How We Index Subreddits
Last updated June 2026
Transparency matters for a discovery tool. Here is exactly how RedditShuffle builds its index of 1.45M+ communities, how it classifies content, and what the filters actually do.
Frequently asked questions
How does RedditShuffle decide if a subreddit is SFW or NSFW?
Every community in the index is classified using a multi-step process. First, we use the over-18 flag that Reddit itself reports for a community - that is the ground truth when available. When it is not, we fall back to a name-and-description heuristic that looks for explicit terms, with an override list to prevent false positives (for example, r/EarthPorn and r/sexeducation are not adult communities despite their names). The default mode is always SFW, so adult communities are excluded unless you explicitly turn on the NSFW toggle. NSFW pages are also blocked from search-engine crawlers in robots.txt as an extra safety layer.
What does the "Popular subreddits only" filter do?
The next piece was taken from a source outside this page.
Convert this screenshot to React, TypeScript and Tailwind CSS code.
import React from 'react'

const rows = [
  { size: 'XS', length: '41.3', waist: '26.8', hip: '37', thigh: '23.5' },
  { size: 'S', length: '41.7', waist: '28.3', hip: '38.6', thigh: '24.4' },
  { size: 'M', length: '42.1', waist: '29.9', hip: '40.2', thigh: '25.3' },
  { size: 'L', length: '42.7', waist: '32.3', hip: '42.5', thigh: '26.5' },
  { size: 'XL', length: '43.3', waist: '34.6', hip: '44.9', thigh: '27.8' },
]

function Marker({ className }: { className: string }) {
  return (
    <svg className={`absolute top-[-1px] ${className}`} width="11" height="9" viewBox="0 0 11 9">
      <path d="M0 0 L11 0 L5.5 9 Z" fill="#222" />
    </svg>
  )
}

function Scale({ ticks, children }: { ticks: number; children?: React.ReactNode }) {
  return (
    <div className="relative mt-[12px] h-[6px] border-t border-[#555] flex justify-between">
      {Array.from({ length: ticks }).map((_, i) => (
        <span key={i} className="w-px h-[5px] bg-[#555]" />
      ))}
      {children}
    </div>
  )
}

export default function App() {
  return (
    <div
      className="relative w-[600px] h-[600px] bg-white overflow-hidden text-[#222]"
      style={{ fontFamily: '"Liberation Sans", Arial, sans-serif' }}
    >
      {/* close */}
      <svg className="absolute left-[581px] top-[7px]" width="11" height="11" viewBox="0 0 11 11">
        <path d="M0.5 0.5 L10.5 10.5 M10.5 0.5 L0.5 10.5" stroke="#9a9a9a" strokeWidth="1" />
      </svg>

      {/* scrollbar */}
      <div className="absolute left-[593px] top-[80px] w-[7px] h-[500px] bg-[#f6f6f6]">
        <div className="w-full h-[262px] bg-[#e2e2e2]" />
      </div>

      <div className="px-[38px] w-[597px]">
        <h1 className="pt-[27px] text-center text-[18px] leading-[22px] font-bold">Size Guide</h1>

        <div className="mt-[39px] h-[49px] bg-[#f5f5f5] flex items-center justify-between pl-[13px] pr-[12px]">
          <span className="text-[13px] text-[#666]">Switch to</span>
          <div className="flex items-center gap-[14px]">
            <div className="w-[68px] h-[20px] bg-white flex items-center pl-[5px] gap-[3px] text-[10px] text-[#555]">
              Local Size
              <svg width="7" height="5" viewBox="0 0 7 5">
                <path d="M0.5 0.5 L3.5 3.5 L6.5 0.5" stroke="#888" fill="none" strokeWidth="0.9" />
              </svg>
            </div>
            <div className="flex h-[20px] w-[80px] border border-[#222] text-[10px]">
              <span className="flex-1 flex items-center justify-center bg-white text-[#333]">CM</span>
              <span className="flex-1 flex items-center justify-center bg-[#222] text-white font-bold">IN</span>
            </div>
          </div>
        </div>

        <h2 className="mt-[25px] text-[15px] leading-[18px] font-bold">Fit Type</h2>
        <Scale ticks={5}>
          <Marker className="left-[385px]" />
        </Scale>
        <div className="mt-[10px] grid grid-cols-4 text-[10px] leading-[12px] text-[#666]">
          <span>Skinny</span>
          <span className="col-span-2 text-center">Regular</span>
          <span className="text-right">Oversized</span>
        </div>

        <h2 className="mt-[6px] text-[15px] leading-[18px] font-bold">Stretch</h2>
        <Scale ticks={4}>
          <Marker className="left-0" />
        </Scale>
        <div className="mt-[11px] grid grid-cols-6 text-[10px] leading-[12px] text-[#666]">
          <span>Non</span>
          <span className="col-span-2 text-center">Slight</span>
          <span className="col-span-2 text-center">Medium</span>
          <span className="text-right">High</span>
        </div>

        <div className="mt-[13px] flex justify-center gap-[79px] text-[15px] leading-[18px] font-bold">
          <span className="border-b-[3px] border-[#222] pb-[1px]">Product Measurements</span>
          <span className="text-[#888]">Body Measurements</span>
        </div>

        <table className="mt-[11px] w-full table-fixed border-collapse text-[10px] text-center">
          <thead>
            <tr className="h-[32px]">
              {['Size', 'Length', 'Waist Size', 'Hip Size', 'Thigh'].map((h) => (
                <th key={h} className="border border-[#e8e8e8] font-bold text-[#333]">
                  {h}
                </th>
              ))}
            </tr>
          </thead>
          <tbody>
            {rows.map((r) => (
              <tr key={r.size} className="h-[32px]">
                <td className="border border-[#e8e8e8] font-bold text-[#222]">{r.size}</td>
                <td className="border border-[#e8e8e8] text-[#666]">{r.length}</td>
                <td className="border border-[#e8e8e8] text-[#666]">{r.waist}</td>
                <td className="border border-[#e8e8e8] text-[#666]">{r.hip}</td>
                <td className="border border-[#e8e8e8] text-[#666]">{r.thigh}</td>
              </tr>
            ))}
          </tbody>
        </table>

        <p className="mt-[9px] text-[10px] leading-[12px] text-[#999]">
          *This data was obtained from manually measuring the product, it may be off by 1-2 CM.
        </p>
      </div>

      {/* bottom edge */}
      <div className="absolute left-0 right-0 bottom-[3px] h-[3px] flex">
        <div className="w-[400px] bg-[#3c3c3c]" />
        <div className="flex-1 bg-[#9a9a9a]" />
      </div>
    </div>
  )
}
By default the shuffle pulls from the entire index, including small and niche communities. The Popular-only toggle restricts results to communities above a subscriber threshold, so you land on established, active subreddits rather than tiny or dormant ones. This is the main difference between RedditShuffle and Reddit's built-in random button, which selects uniformly from every public community and frequently drops you on dead subreddits. The popular subset is roughly the top 150,000 SFW communities by member count, refreshed when the index is rebuilt.
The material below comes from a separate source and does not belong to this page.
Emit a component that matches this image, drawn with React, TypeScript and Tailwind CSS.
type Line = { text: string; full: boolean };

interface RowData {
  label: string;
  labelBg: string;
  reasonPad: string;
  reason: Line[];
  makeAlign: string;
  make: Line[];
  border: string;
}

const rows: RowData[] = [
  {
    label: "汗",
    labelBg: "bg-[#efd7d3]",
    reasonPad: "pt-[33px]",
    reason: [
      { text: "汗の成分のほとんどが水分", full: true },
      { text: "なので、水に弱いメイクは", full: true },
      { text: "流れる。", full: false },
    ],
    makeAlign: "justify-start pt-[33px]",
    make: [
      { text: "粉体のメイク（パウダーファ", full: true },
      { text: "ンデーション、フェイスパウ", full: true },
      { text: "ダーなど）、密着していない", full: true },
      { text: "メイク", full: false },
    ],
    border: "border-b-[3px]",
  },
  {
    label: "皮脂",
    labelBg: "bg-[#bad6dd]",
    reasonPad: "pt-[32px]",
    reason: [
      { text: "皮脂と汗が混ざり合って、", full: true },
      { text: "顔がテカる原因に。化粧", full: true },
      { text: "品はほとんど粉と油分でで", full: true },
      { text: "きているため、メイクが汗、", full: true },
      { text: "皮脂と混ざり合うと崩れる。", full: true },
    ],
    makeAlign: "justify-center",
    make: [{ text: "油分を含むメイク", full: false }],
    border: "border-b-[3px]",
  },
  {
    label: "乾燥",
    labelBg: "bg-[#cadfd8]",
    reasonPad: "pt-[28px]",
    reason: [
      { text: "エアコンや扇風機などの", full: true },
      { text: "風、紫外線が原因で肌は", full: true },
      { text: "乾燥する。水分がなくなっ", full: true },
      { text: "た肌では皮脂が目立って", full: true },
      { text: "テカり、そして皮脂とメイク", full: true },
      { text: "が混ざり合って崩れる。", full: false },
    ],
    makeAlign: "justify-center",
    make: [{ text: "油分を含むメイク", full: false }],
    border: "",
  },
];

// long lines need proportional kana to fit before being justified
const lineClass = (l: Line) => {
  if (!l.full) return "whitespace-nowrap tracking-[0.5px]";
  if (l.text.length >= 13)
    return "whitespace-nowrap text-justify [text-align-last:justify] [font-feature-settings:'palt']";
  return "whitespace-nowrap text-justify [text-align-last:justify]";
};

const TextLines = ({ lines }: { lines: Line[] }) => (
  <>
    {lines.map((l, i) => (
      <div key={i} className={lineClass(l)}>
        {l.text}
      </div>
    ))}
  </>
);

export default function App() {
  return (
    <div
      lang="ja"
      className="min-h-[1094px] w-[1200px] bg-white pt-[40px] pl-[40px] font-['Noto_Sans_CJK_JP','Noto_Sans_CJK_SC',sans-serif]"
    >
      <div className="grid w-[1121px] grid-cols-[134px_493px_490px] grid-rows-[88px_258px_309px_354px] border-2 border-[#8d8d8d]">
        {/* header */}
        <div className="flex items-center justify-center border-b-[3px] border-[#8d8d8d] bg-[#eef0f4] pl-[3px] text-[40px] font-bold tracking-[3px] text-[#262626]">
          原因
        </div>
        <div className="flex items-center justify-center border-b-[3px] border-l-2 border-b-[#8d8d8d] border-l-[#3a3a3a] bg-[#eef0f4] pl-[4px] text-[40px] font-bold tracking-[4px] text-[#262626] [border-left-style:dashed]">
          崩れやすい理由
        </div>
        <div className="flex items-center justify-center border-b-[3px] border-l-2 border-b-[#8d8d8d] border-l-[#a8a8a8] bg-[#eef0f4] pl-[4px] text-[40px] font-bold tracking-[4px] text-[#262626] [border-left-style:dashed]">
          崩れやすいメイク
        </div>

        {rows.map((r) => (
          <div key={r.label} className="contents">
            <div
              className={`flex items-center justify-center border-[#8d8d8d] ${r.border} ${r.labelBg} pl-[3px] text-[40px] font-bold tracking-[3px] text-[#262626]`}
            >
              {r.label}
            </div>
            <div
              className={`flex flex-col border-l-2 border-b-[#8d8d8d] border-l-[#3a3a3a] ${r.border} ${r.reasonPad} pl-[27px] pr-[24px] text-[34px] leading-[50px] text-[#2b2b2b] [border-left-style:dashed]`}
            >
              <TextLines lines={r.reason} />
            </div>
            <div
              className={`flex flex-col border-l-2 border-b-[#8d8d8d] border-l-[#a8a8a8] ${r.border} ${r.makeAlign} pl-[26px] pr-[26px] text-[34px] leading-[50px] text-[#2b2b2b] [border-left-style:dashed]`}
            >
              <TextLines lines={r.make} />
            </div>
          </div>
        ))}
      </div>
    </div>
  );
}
How often is the index updated?
The subreddit index is rebuilt periodically from a combination of public Reddit data sources and curated lists. Subscriber counts for the largest communities are refreshed from a third-party stats source, so the most prominent communities reflect current numbers. For live, up-to-the-minute data on a single community, every detail page can call Reddit's official API to pull the current subscriber count, description, and creation date on demand.
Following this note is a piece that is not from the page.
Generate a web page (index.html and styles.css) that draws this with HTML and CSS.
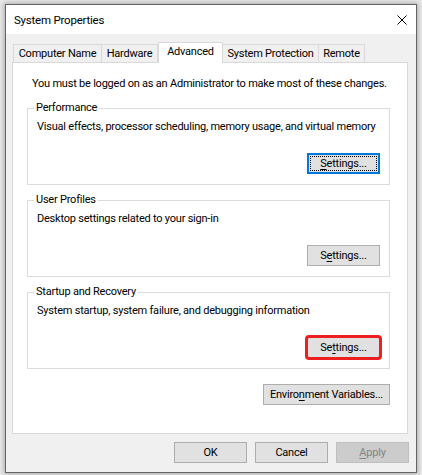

Where does the subreddit data come from?
The index is assembled from publicly available Reddit community metadata - subreddit names, public descriptions, subscriber counts, and over-18 flags - merged across several open datasets and de-duplicated. We do not scrape private communities, user data, or post content. The index covers more than 1.45 million SFW communities plus a separately gated NSFW set. Banned and deleted communities are filtered out using zero-subscriber and known-ban signals so the tool does not send you to dead links.